Holding — Hoover, P.J.
- The Court of Appeals of Wisconsin affirmed the lower court's judgment, upholding the dismissal of Smith's complaint.
Rule
- A contract is not enforceable if its formation depends on the satisfaction of conditions that are not fulfilled.
Reasoning
- The court reasoned that the undisputed facts indicated the parties had not entered into an enforceable contract.
- The court noted that a contract requires an offer, acceptance, and consideration.
- Smith's letter, while documenting an offer, included conditions that needed to be satisfied for acceptance, specifically the completion of documentation by a certain deadline.
- Because these conditions were not met, the court found that Firstar never accepted Smith's offer.
- The attorney's response also constituted a counter-offer with different terms, which further complicated the matter since Smith did not confirm acceptance of those new terms.
- The court concluded that the exchange between Smith and Firstar reflected an understanding to negotiate rather than a finalized agreement.
- Therefore, since the necessary conditions for contract formation were not satisfied, Smith's complaint did not demonstrate a cause of action for breach of contract.
Deep Dive: How the Court Reached Its Decision
Court's Assessment of Contract Formation
The Court of Appeals evaluated whether the exchanges between Smith and Firstar constituted an enforceable contract. It recognized that for a contract to exist, there must be a clear offer, acceptance, and consideration. Smith's initial facsimile letter was deemed an offer; however, it included specific conditions that needed to be fulfilled for the acceptance to be valid. The requirement for the completion of documentation by a particular deadline meant that the offer was contingent and not straightforwardly accepted by Firstar. Since the conditions specified in Smith's offer were not met, the court determined that Firstar never accepted the offer as it stood, which is a crucial element in establishing a binding agreement. Therefore, the court concluded that the negotiations did not culminate in a legally enforceable contract due to the lack of acceptance of the terms proposed by Smith.
Analysis of Counter-Offer
The court further analyzed the response from Firstar's attorney, which indicated a willingness to sell but introduced new terms, thus constituting a counter-offer. This counter-offer included stipulations for immediate payment and an "as is" sale, thereby creating a divergence from Smith's original offer. The court noted that Smith failed to confirm acceptance of this counter-offer, which is essential for a contract to be formed. The absence of a response from Smith meant that there was no mutual assent to the terms presented by Firstar. This lack of confirmation illustrated that the parties were still engaged in negotiations rather than having reached a finalized agreement. Consequently, the court concluded that the exchange between the parties reflected an intention to negotiate but not to enter into a binding contract.

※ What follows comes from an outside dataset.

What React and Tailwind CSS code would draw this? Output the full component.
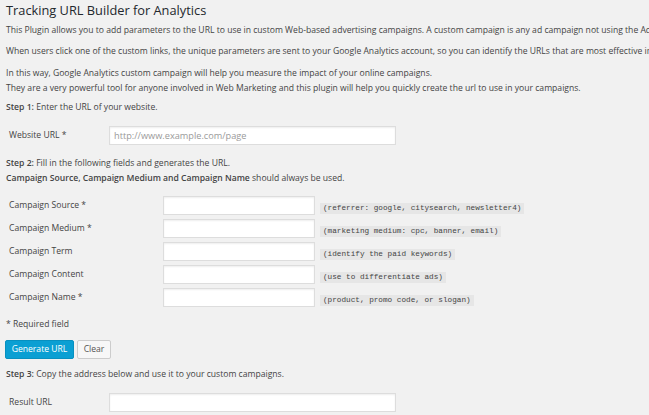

Conditions for Enforceability
The court emphasized that a contract is unenforceable if its formation depends on the satisfaction of conditions that remain unfulfilled. In this case, Smith's offer was contingent upon specific actions being taken by both parties within a designated timeframe. Since the required documentation was never completed, the court found that no enforceable contract arose from the discussions. The court explained that an offer contingent upon performance necessitates that the offeree complete the specified actions for acceptance to occur. Because the conditions laid out by Smith were not met, his offer was rendered void. The court maintained that without the necessary conditions being satisfied, the premise for a binding contract was fundamentally lacking, leading to the dismissal of Smith's complaint.
Conclusion of the Court
In conclusion, the court affirmed the lower court's judgment, agreeing that the parties had not entered into an enforceable contract due to the absence of acceptance and the fulfillment of necessary conditions. The court's analysis underscored the importance of mutual assent and the completion of stipulations for a contract to be binding. Since Smith's claims were based on an agreement that did not meet the legal requirements for enforceability, the dismissal of his complaint was upheld. The court's decision highlighted the distinction between negotiations and a finalized contract, reiterating that mere discussions or proposals do not suffice to create legal obligations. Hence, the appeal was denied, and the judgment was affirmed as the court found no grounds for a breach of contract claim.